Webmaster comment:
Should readers have any knowledge of Sidney Read,
especially his Army Number and unit, please write via
the Norfolk Section Editor. Postscript Nov 04:
Basil Gowen wrote
to say that after considerable personal research,
without success, he enlisted the help of Chris Basey,
Secretary the RBL Acle and District Branch. Adequate
evidence was found and the case presented to the
Parochial Church Council to have Sidney's name added
to the Roll of Honour in Stokesby St Andrew Church.
Chris authenticated Sidney George Reid's war service
by reference to contemporary Electoral Rolls.

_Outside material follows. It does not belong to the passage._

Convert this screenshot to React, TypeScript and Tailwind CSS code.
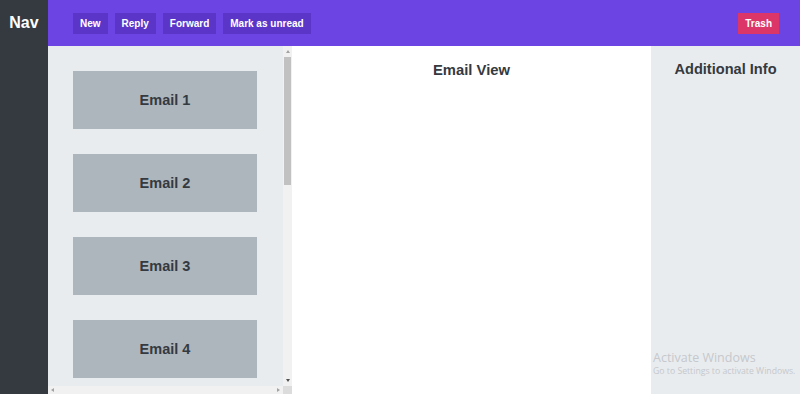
import React from "react";

const emails = Array.from({ length: 10 }, (_, i) => `Email ${i + 1}`);
const actions = ["New", "Reply", "Forward", "Mark as unread"];

export default function App() {
  return (
    <div className="relative flex h-[394px] w-[800px] overflow-hidden font-['Liberation_Sans',Arial,sans-serif] text-[#343a40]">
      {/* Nav */}
      <div className="w-[48px] shrink-0 bg-[#343a40] pt-[11px] text-center text-[16px] font-bold text-white">
        Nav
      </div>

      <div className="flex min-w-0 flex-1 flex-col">
        {/* Toolbar */}
        <div className="flex h-[46px] shrink-0 items-center bg-[#6c44e3] pl-[25px] pr-[21px]">
          <div className="flex gap-[7px]">
            {actions.map(a => (
              <button key={a} className="h-[21px] bg-[#5a35c8] px-[7px] text-[10px] font-bold text-white">
                {a}
              </button>
            ))}
          </div>
          <button className="ml-auto h-[21px] bg-[#dc3568] px-[7px] text-[10px] font-bold text-white">
            Trash
          </button>
        </div>

        <div className="flex min-h-0 flex-1">
          {/* Email list with scrollbars */}
          <div className="flex w-[244px] shrink-0 flex-col bg-[#e9ecef]">
            <div className="flex min-h-0 flex-1">
              <div className="min-w-0 flex-1 overflow-hidden">
                <div className="flex flex-col gap-[25px] px-[25px] py-[25px]">
                  {emails.map(e => (
                    <div key={e} className="flex h-[58px] w-[184px] shrink-0 items-center justify-center bg-[#adb5bd] pt-[2px] text-[14.5px] font-bold">
                      {e}
                    </div>
                  ))}
                </div>
              </div>
              {/* vertical scrollbar */}
              <div className="flex w-[9px] shrink-0 flex-col bg-[#f1f1f1]">
                <div className="flex h-[11px] items-center justify-center">
                  <div className="h-0 w-0 border-x-[2.5px] border-b-[3px] border-x-transparent border-b-[#a3a3a3]" />
                </div>
                <div className="mx-[1px] h-[128px] bg-[#c1c1c1]" />
                <div className="flex-1" />
                <div className="flex h-[11px] items-center justify-center">
                  <div className="h-0 w-0 border-x-[2.5px] border-t-[3px] border-x-transparent border-t-[#505050]" />
                </div>
              </div>
            </div>
            {/* horizontal scrollbar */}
            <div className="flex h-[8px] shrink-0">
              <div className="flex flex-1 items-center justify-between bg-[#f1f1f1] px-[3px]">
                <div className="h-0 w-0 border-y-[2px] border-r-[3px] border-y-transparent border-r-[#a3a3a3]" />
                <div className="h-0 w-0 border-y-[2px] border-l-[3px] border-y-transparent border-l-[#a3a3a3]" />
              </div>
              <div className="w-[9px] bg-[#dcdcdc]" />
            </div>
          </div>

          {/* Email view */}
          <div className="flex-1 bg-white pt-[13px] text-center text-[14.8px] font-bold">
            Email View
          </div>

          {/* Additional info */}
          <div className="w-[149px] shrink-0 bg-[#e9ecef] pt-[13px] text-center text-[14.6px] font-bold">
            Additional Info
          </div>
        </div>
      </div>

      {/* OS watermark */}
      <div className="pointer-events-none absolute left-[653px] top-[350px] whitespace-nowrap font-['Open_Sans',sans-serif] text-[#c5c8cc]">
        <div className="text-[12.5px] leading-[15px]">Activate Windows</div>
        <div className="text-[8.7px] leading-[13px]">Go to Settings to activate Windows.</div>
      </div>
    </div>
  );
}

The
Lists of Voters during time of war included
supplements called the ‘Service Register’ which
listed men of the parish on military service. That
relating to Stokesby Parish on 15 Oct 1947 included
entry no 5: Read, Sidney GH, 1 Council Cottage. That
entry tied up with entries in the Parish Registers as
follows:
Baptisms: 15 Nov 1925, Sidney George Herbert Read,
Mill Road, Stokesby
Burials: 30 Mar 1950, Sidney George Read age 24 years.
The PCC agreed! In Nov 04 the Roll of Honour is in the
possession of the RBL Acle Branch and Sidney's name is
being added to a space at the bottom, at their
expense.
Sadly, Sidney's sister did not live to see this wrong
being righted as she died in 2003. Postscript 12 Feb 05: Chris
Basey wrote to say there will be a
Service of Rededication of the Roll of Honour on Sun
13 Feb 2005 at 1000 hrs at Stokesby St Andrew Church.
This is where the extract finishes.